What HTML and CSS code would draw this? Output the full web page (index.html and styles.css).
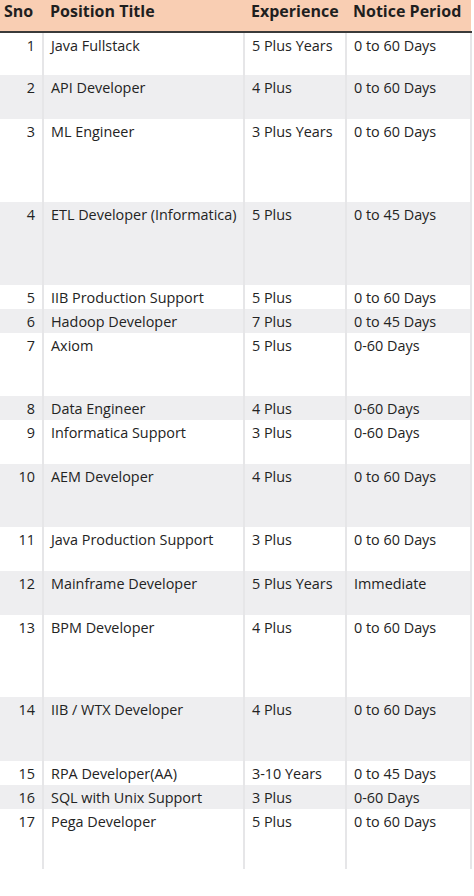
FILE: index.html
```html
<!DOCTYPE html>
<html>
<head>
<meta charset="utf-8">
<link rel="stylesheet" href="styles.css">
</head>
<body>
<table class="grid">
  <colgroup>
    <col class="c-sno"><col class="c-title"><col class="c-exp"><col class="c-notice">
  </colgroup>
  <thead>
    <tr class="head">
      <th class="sno">Sno</th><th>Position Title</th><th>Experience</th><th>Notice Period</th>
    </tr>
  </thead>
  <tbody>
    <tr class="h43"><td class="sno">1</td><td>Java Fullstack</td><td>5 Plus Years</td><td>0 to 60 Days</td></tr>
    <tr class="h44 alt"><td class="sno">2</td><td>API Developer</td><td>4 Plus</td><td>0 to 60 Days</td></tr>
    <tr class="h83"><td class="sno">3</td><td>ML Engineer</td><td>3 Plus Years</td><td>0 to 60 Days</td></tr>
    <tr class="h83 alt"><td class="sno">4</td><td>ETL Developer (Informatica)</td><td>5 Plus</td><td>0 to 45 Days</td></tr>
    <tr class="h24"><td class="sno">5</td><td>IIB Production Support</td><td>5 Plus</td><td>0 to 60 Days</td></tr>
    <tr class="h24 alt"><td class="sno">6</td><td>Hadoop Developer</td><td>7 Plus</td><td>0 to 45 Days</td></tr>
    <tr class="h63"><td class="sno">7</td><td>Axiom</td><td>5 Plus</td><td>0-60 Days</td></tr>
    <tr class="h24 alt"><td class="sno">8</td><td>Data Engineer</td><td>4 Plus</td><td>0-60 Days</td></tr>
    <tr class="h44"><td class="sno">9</td><td>Informatica Support</td><td>3 Plus</td><td>0-60 Days</td></tr>
    <tr class="h63 alt"><td class="sno">10</td><td>AEM Developer</td><td>4 Plus</td><td>0 to 60 Days</td></tr>
    <tr class="h44"><td class="sno">11</td><td>Java Production Support</td><td>3 Plus</td><td>0 to 60 Days</td></tr>
    <tr class="h44 alt"><td class="sno">12</td><td>Mainframe Developer</td><td>5 Plus Years</td><td>Immediate</td></tr>
    <tr class="h82"><td class="sno">13</td><td>BPM Developer</td><td>4 Plus</td><td>0 to 60 Days</td></tr>
    <tr class="h64 alt"><td class="sno">14</td><td>IIB / WTX Developer</td><td>4 Plus</td><td>0 to 60 Days</td></tr>
    <tr class="h24"><td class="sno">15</td><td>RPA Developer(AA)</td><td>3-10 Years</td><td>0 to 45 Days</td></tr>
    <tr class="h24 alt"><td class="sno">16</td><td>SQL with Unix Support</td><td>3 Plus</td><td>0-60 Days</td></tr>
    <tr class="h60"><td class="sno">17</td><td>Pega Developer</td><td>5 Plus</td><td>0 to 60 Days</td></tr>
  </tbody>
</table>
</body>
</html>
```

FILE: styles.css
```css
html, body {
  margin: 0;
  padding: 0;
  background: #ffffff;
}
body {
  font-family: "Open Sans", "Noto Sans", sans-serif;
  color: #232323;
}
.grid {
  width: 471px;
  border-collapse: collapse;
  table-layout: fixed;
}
.c-sno { width: 43px; }
.c-title { width: 201px; }
.c-exp { width: 102px; }
.c-notice { width: 125px; }

.head {
  height: 32px;
  background: #f9ceb3;
}
.head th {
  font-size: 16px;
  line-height: 22px;
  font-weight: 700;
  text-align: left;
  padding: 0 0 0 7px;
  border-bottom: 2px solid #3a3a3a;
  color: #1f1f1f;
  vertical-align: top;
  white-space: nowrap;
}
.head th.sno {
  padding-left: 4px;
}
td {
  font-size: 14.4px;
  line-height: 20px;
  padding: 3px 7px 0 7px;
  vertical-align: top;
  border-left: 2px solid #e6e6e8;
  white-space: nowrap;
  overflow: hidden;
}
td.sno {
  text-align: right;
  border-left: none;
  padding-right: 7px;
}
tbody tr td:last-child {
  border-right: 2px solid #e6e6e8;
}
.alt { background: #eeeef0; }

.h24 { height: 24px; }
.h43 { height: 43px; }
.h44 { height: 44px; }
.h60 { height: 60px; }
.h63 { height: 63px; }
.h64 { height: 64px; }
.h82 { height: 82px; }
.h83 { height: 83px; }
```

## JOB
All the lines above are to be given again exactly as they read, with the pictures removed.

## TASK RESPONSE
What HTML and CSS code would draw this? Output the full web page (index.html and styles.css).
FILE: index.html
```html
<!DOCTYPE html>
<html>
<head>
<meta charset="utf-8">
<link rel="stylesheet" href="styles.css">
</head>
<body>
<table class="grid">
  <colgroup>
    <col class="c-sno"><col class="c-title"><col class="c-exp"><col class="c-notice">
  </colgroup>
  <thead>
    <tr class="head">
      <th class="sno">Sno</th><th>Position Title</th><th>Experience</th><th>Notice Period</th>
    </tr>
  </thead>
  <tbody>
    <tr class="h43"><td class="sno">1</td><td>Java Fullstack</td><td>5 Plus Years</td><td>0 to 60 Days</td></tr>
    <tr class="h44 alt"><td class="sno">2</td><td>API Developer</td><td>4 Plus</td><td>0 to 60 Days</td></tr>
    <tr class="h83"><td class="sno">3</td><td>ML Engineer</td><td>3 Plus Years</td><td>0 to 60 Days</td></tr>
    <tr class="h83 alt"><td class="sno">4</td><td>ETL Developer (Informatica)</td><td>5 Plus</td><td>0 to 45 Days</td></tr>
    <tr class="h24"><td class="sno">5</td><td>IIB Production Support</td><td>5 Plus</td><td>0 to 60 Days</td></tr>
    <tr class="h24 alt"><td class="sno">6</td><td>Hadoop Developer</td><td>7 Plus</td><td>0 to 45 Days</td></tr>
    <tr class="h63"><td class="sno">7</td><td>Axiom</td><td>5 Plus</td><td>0-60 Days</td></tr>
    <tr class="h24 alt"><td class="sno">8</td><td>Data Engineer</td><td>4 Plus</td><td>0-60 Days</td></tr>
    <tr class="h44"><td class="sno">9</td><td>Informatica Support</td><td>3 Plus</td><td>0-60 Days</td></tr>
    <tr class="h63 alt"><td class="sno">10</td><td>AEM Developer</td><td>4 Plus</td><td>0 to 60 Days</td></tr>
    <tr class="h44"><td class="sno">11</td><td>Java Production Support</td><td>3 Plus</td><td>0 to 60 Days</td></tr>
    <tr class="h44 alt"><td class="sno">12</td><td>Mainframe Developer</td><td>5 Plus Years</td><td>Immediate</td></tr>
    <tr class="h82"><td class="sno">13</td><td>BPM Developer</td><td>4 Plus</td><td>0 to 60 Days</td></tr>
    <tr class="h64 alt"><td class="sno">14</td><td>IIB / WTX Developer</td><td>4 Plus</td><td>0 to 60 Days</td></tr>
    <tr class="h24"><td class="sno">15</td><td>RPA Developer(AA)</td><td>3-10 Years</td><td>0 to 45 Days</td></tr>
    <tr class="h24 alt"><td class="sno">16</td><td>SQL with Unix Support</td><td>3 Plus</td><td>0-60 Days</td></tr>
    <tr class="h60"><td class="sno">17</td><td>Pega Developer</td><td>5 Plus</td><td>0 to 60 Days</td></tr>
  </tbody>
</table>
</body>
</html>
```

FILE: styles.css
```css
html, body {
  margin: 0;
  padding: 0;
  background: #ffffff;
}
body {
  font-family: "Open Sans", "Noto Sans", sans-serif;
  color: #232323;
}
.grid {
  width: 471px;
  border-collapse: collapse;
  table-layout: fixed;
}
.c-sno { width: 43px; }
.c-title { width: 201px; }
.c-exp { width: 102px; }
.c-notice { width: 125px; }

.head {
  height: 32px;
  background: #f9ceb3;
}
.head th {
  font-size: 16px;
  line-height: 22px;
  font-weight: 700;
  text-align: left;
  padding: 0 0 0 7px;
  border-bottom: 2px solid #3a3a3a;
  color: #1f1f1f;
  vertical-align: top;
  white-space: nowrap;
}
.head th.sno {
  padding-left: 4px;
}
td {
  font-size: 14.4px;
  line-height: 20px;
  padding: 3px 7px 0 7px;
  vertical-align: top;
  border-left: 2px solid #e6e6e8;
  white-space: nowrap;
  overflow: hidden;
}
td.sno {
  text-align: right;
  border-left: none;
  padding-right: 7px;
}
tbody tr td:last-child {
  border-right: 2px solid #e6e6e8;
}
.alt { background: #eeeef0; }

.h24 { height: 24px; }
.h43 { height: 43px; }
.h44 { height: 44px; }
.h60 { height: 60px; }
.h63 { height: 63px; }
.h64 { height: 64px; }
.h82 { height: 82px; }
.h83 { height: 83px; }
```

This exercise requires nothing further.